Small Molecule Structural Elucidation by TAP Fragmentation using a Hybrid Quadrupole/Travelling Wave Ion Mobility/oa-TOF Mass Spectrometer

John Shockcor, Jose Castro-Perez and Kate Yu

Waters Corporation, 34 Maple Street, Milford, MA, USA

Ion mobility mass spectrometry (IMS) allows separation of ionic species as they drift through a gas phase under the influence of an electric field. The rate of an ion drift depends on the mass of the ion, its particular charge state and the average cross-section of the ion. It is possible to separate ions with the same nominal mass if they have different charge states or different interaction cross-sections.

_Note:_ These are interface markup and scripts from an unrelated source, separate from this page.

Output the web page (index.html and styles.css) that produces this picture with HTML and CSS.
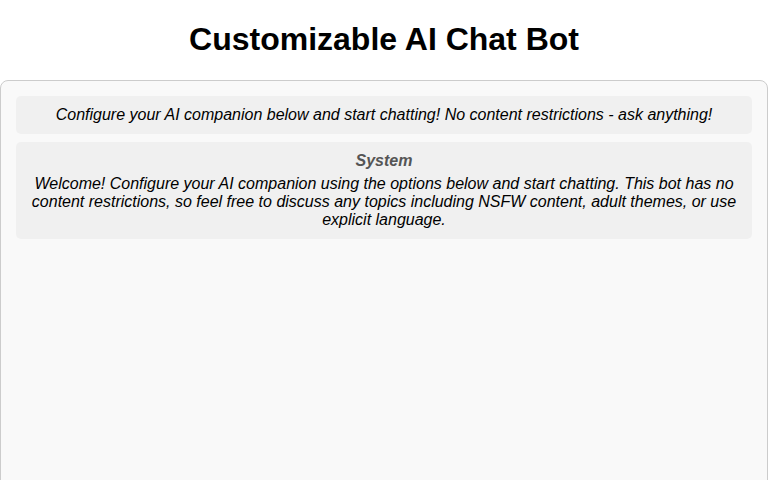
FILE: index.html
```html
<!DOCTYPE html>
<html lang="en">
<head>
<meta charset="utf-8">
<title>Customizable AI Chat Bot</title>
<link rel="stylesheet" href="styles.css">
</head>
<body>
<h1 class="title">Customizable AI Chat Bot</h1>
<div class="chat">
  <div class="msg intro">Configure your AI companion below and start chatting! No content restrictions - ask anything!</div>
  <div class="msg system">
    <div class="sender">System</div>
    <div class="text">Welcome! Configure your AI companion using the options below and start chatting. This bot has no content restrictions, so feel free to discuss any topics including NSFW content, adult themes, or use explicit language.</div>
  </div>
</div>
</body>
</html>
```
FILE: styles.css
```css
html, body {
  margin: 0;
  padding: 0;
  background: #ffffff;
  font-family: "Liberation Sans", Arial, sans-serif;
  color: #000;
}
.title {
  font-size: 32px;
  font-weight: bold;
  text-align: center;
  margin: 21px 0 22px;
  line-height: 37px;
}
.chat {
  border: 1px solid #cccccc;
  border-radius: 8px;
  background: #f9f9f9;
  padding: 15px;
  height: 420px;
  box-sizing: border-box;
}
.msg {
  background: #f0f0f0;
  border-radius: 5px;
  padding: 10px;
  margin-bottom: 8px;
  font-style: italic;
  font-size: 16px;
  line-height: 18px;
  text-align: center;
}
.sender {
  font-weight: bold;
  color: #555555;
  margin-bottom: 5px;
}
```
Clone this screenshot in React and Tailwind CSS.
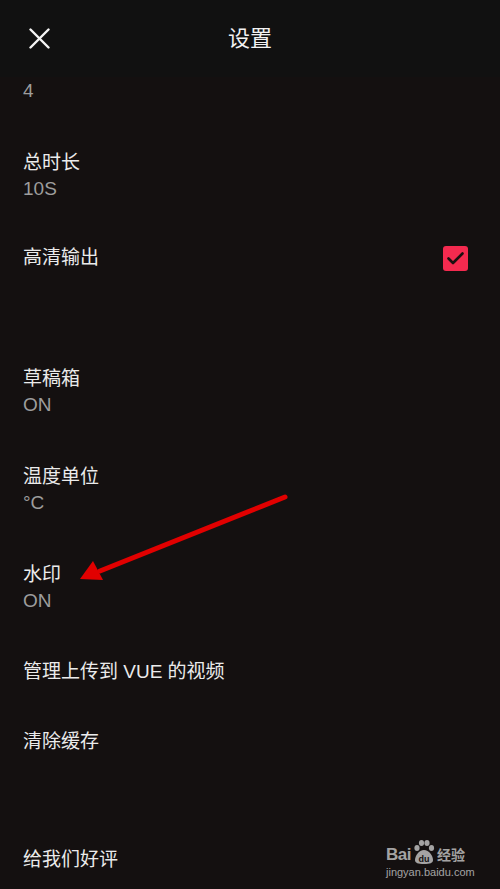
import React from "react";

const FONT = { fontFamily: '"Liberation Sans", "Noto Sans CJK SC", sans-serif' };

function Label({ children }) {
  return <div className="h-[29px] text-[19px] pt-[6px] leading-[23px] text-[#ebebeb] whitespace-nowrap">{children}</div>;
}
function Value({ children }) {
  return <div className="h-[29px] text-[19px] leading-[29px] text-[#9d9d9d]">{children}</div>;
}

export default function App() {
  return (
    <div className="relative w-[500px] h-[889px] overflow-hidden bg-[#141010]" style={FONT}>
      <div className="h-[77px] bg-[#111111] flex items-center relative">
        <div className="pl-[29px] flex items-center">
          <svg width="21" height="21" viewBox="0 0 21 21">
            <path d="M1.5 1.5 L19.5 19.5 M19.5 1.5 L1.5 19.5" stroke="#f5f5f5" strokeWidth="2.4" strokeLinecap="round" />
          </svg>
        </div>
        <div className="absolute left-0 right-0 text-center text-[22px] text-[#f2f2f2] pointer-events-none">设置</div>
      </div>

      <div className="flex flex-col pl-[23px] pr-[32px]">
        <div className="-mt-[1px]">
          <Value>4</Value>
        </div>
        <div className="mt-[40px]">
          <Label>总时长</Label>
          <Value>10S</Value>
        </div>
        <div className="mt-[37px] flex items-center justify-between h-[29px]">
          <Label>高清输出</Label>
          <div className="mt-[7px] w-[25px] h-[25px] rounded-[3px] bg-[#f42a4f] flex items-center justify-center">
            <svg width="17" height="13" viewBox="0 0 17 13">
              <path d="M1.5 6.5 L6 11 L15.5 1.5" stroke="#1a1010" strokeWidth="2.6" fill="none" strokeLinecap="round" strokeLinejoin="round" />
            </svg>
          </div>
        </div>
        <div className="mt-[92px]">
          <Label>草稿箱</Label>
          <Value>ON</Value>
        </div>
        <div className="mt-[40px]">
          <Label>温度单位</Label>
          <Value>°C</Value>
        </div>
        <div className="mt-[40px]">
          <Label>水印</Label>
          <Value>ON</Value>
        </div>
        <div className="mt-[39px]">
          <Label>管理上传到 VUE 的视频</Label>
        </div>
        <div className="mt-[41px]">
          <Label>清除缓存</Label>
        </div>
        <div className="mt-[89px]">
          <Label>给我们好评</Label>
        </div>
      </div>

      {/* red annotation arrow */}
      <svg className="absolute left-0 top-0 pointer-events-none" width="500" height="889">
        <line x1="285" y1="497" x2="100" y2="571" stroke="#e10000" strokeWidth="5" strokeLinecap="round" />
        <polygon points="80,579 93,561 103,580" fill="#e10000" />
      </svg>

      {/* watermark */}
      <div className="absolute left-[386px] top-[839px] flex flex-col items-start opacity-80">
        <div className="flex items-end h-[26px]">
          <span className="text-[17px] leading-[20px] font-bold text-[#c8c8c8] tracking-[-0.5px]">Bai</span>
          <svg width="24" height="26" viewBox="0 0 24 26" className="mx-[1px]">
            <ellipse cx="5" cy="9" rx="2.6" ry="3" fill="#c8c8c8" />
            <ellipse cx="9.5" cy="4" rx="2.6" ry="3" fill="#c8c8c8" />
            <ellipse cx="15" cy="4" rx="2.6" ry="3" fill="#c8c8c8" />
            <ellipse cx="19.5" cy="9" rx="2.6" ry="3" fill="#c8c8c8" />
            <path d="M12 11 C7 11 3 17 3 21 C3 24 6 25 12 25 C18 25 21 24 21 21 C21 17 17 11 12 11 Z" fill="#c8c8c8" />
            <text x="12" y="22.5" textAnchor="middle" fontSize="9" fontWeight="bold" fill="#141010" fontFamily="Liberation Sans, sans-serif">du</text>
          </svg>
          <span className="text-[14px] leading-[20px] font-bold text-[#c8c8c8]">经验</span>
        </div>
        <div className="text-[11px] leading-[13px] text-[#c8c8c8] mt-[1px]">jingyan.baidu.com</div>
      </div>
    </div>
  );
}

In the hybrid quadrupole/Travelling Wave IM/oa-TOF instrument, the instrument was configured with three T-wave devices in sequence. The second T-wave functions as an ion mobility drift tube, the pre-IMS T-wave traps ions, and the post-IMS T-wave transfers the ions after they are separated from drift tube. An interesting consequence of this configuration is that the pre-IMS T-wave and post-IMS T-wave can function as two separate collision cells and produce fragment ions independently. The fragment ions produced in the trap T-wave (pre-IMS) can be separated basis on their charge states and their size as they move through the IMS. These ions separated by their different drift times can then be further fragmented in the transfer T-wave (post-IMS). As a result, the fragment ions generated in transfer T-wave are drift time aligned with their respective precursor ions resulting in Time Aligned Parallel fragmentation (TAP) pattern. If a single precursor ion is selected in the quadrupole stage prior to the Tri-Wave , this TAP fragmentation pattern is in effect offering some very selective MS3 information for the compound of interest. When these fragmentation results are combined with a structure elucidation software tools such as MassFragment™, structure confirmations for small molecule unknowns or hits from a database are greatly simplified.

In this work, we have chosen some small molecules to evaluate the applicability of the TAP fragmentation. Molecules from different chemical classes were used so that the TAP fragmentation could be generated and evaluated in ESI+ mode and in ESI- modes. Examples chosen include natural product extracts such as Ginsenosides; and several phospholipids. The TAP fragmentation patterns of these compounds were analyzed with the Mass Fragment™ software tool providing a rapid confirmation of the proposed structures. In addition, the reproducibility of the drift times of the compounds were studied during the course of the experiments.